Both Evans et al. and appellant show the same fundamental result attained by the addition of the ether, and I see no magic in defining it in terms of sensitivity factor. Cf. In re Summerson, 345 F.2d 222, 52 CCPA -. Since I have not been shown that the board clearly erred in its weighing of all the facts, I would affirm.

. Mark’s Mechanical Engineers Handbook, 5th Edition (1951), p. 1216, indicates that:

The precision of rating motor fuels by either the research or the motor method is about X 0.4 O.N. [octane numbers]. Probability indicates once in ten times a single rating may be in error by 0.65 O.N. The precision of rating aviation fuels is such that once in ten times a single rating may be in error by 3 percent of the true performance number of the fuel when using the aviation method * * *.
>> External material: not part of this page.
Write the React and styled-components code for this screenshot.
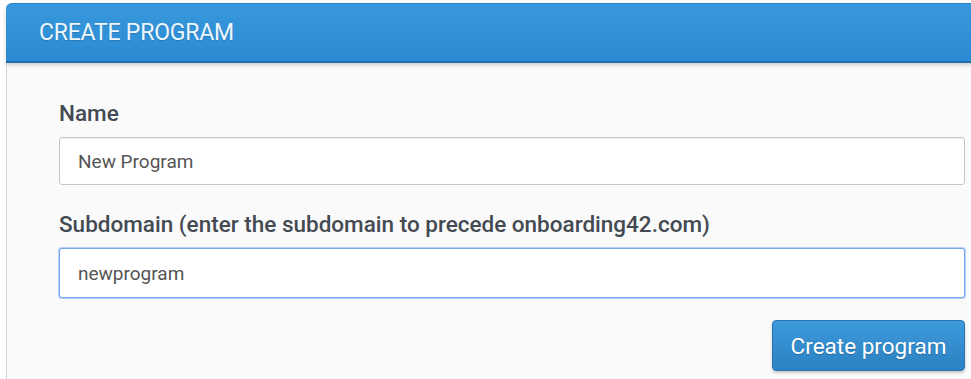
import React from "react";
import styled, { createGlobalStyle } from "styled-components";

const GlobalStyle = createGlobalStyle`
  html, body {
    margin: 0;
    padding: 0;
    background: #fff;
    overflow: hidden;
  }
  body {
    font-family: Roboto, "Liberation Sans", Arial, sans-serif;
  }
`;

const Page = styled.div`
  padding: 3px 0 0 6px;
  height: 379px;
  box-sizing: border-box;
  overflow: hidden;
`;

const Panel = styled.section`
  width: 1000px;
  height: 400px;
  background: #fafafa;
  border-left: 1px solid #d4d4d4;
  border-top-left-radius: 6px;
  box-sizing: border-box;
`;

const Header = styled.header`
  height: 60px;
  display: flex;
  align-items: center;
  padding-left: 33px;
  margin-left: -1px;
  background: linear-gradient(#3898dd, #2a8bd3);
  border-top: 1px solid #2d82c4;
  border-bottom: 2px solid #1e6fae;
  border-top-left-radius: 6px;
  box-shadow: 0 2px 4px rgba(0, 0, 0, 0.18);
  box-sizing: border-box;
`;

const Title = styled.h1`
  margin: 0;
  font-size: 23px;
  font-weight: 400;
  color: #eef6fd;
  letter-spacing: -0.2px;
  text-shadow: 0 1px 1px rgba(0, 0, 0, 0.15);
`;

const Form = styled.form`
  width: 906px;
  padding: 37px 0 0 52px;
  display: flex;
  flex-direction: column;
`;

const Field = styled.div`
  display: flex;
  flex-direction: column;
  margin-bottom: ${(p) => (p.$last ? "22px" : "26px")};
`;

const Label = styled.label`
  font-size: 22.5px;
  font-weight: 500;
  color: #444a52;
  margin-bottom: 11px;
  line-height: 26px;
`;

const Input = styled.input`
  height: ${(p) => (p.$focused ? "50px" : "48px")};
  box-sizing: border-box;
  padding: 0 18px;
  font-family: Roboto, "Liberation Sans", Arial, sans-serif;
  font-size: 19px;
  color: #555;
  background: #fff;
  border: 1px solid ${(p) => (p.$focused ? "#74a6e8" : "#c9c6c2")};
  border-radius: 3px;
  box-shadow: ${(p) =>
    p.$focused
      ? "0 0 0 1px rgba(102, 160, 233, 0.45)"
      : "inset 0 1px 1px rgba(0, 0, 0, 0.06)"};
  outline: none;
`;

const Actions = styled.div`
  display: flex;
  justify-content: flex-end;
`;

const Button = styled.button`
  width: 193px;
  height: 51px;
  font-family: Roboto, "Liberation Sans", Arial, sans-serif;
  font-size: 22.5px;
  color: #fff;
  background: linear-gradient(#3d99da, #2b81c2);
  border: 1px solid #2776b3;
  border-radius: 4px;
  box-shadow: 0 2px 3px rgba(0, 0, 0, 0.2);
  text-shadow: 0 1px 1px rgba(0, 0, 0, 0.2);
  cursor: pointer;
`;

const App = () => (
  <Page>
    <GlobalStyle />
    <Panel>
      <Header>
        <Title>CREATE PROGRAM</Title>
      </Header>
      <Form onSubmit={(e) => e.preventDefault()}>
        <Field>
          <Label>Name</Label>
          <Input defaultValue="New Program" />
        </Field>
        <Field $last>
          <Label>Subdomain (enter the subdomain to precede onboarding42.com)</Label>
          <Input $focused defaultValue="newprogram" />
        </Field>
        <Actions>
          <Button type="submit">Create program</Button>
        </Actions>
      </Form>
    </Panel>
  </Page>
);

export default App;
Further, at page 1215, Mark’s states:

The Army-Navy performance number scale for aviation gasolines * * * [the method disclosed by appellant for determining the octane numbers of the ether] is designed to relate fuel rating to average knock-limited performance (imep). A gasoline of the 100/130 grade indicates that in the aviation test (lean mixture, normally-aspirated) the fuel is equivalent to iso-octane in imep while in the supercharge test (rich mixture) it permits an imep of 130 percent of that of iso-octane.

Appellant discloses that the method for determining the Research and Motor Octane numbers of the ether, and thus the sensitivity factor of the ether, is not the same as that for either the base gasoline or the blend.

. See the Morris reference of record.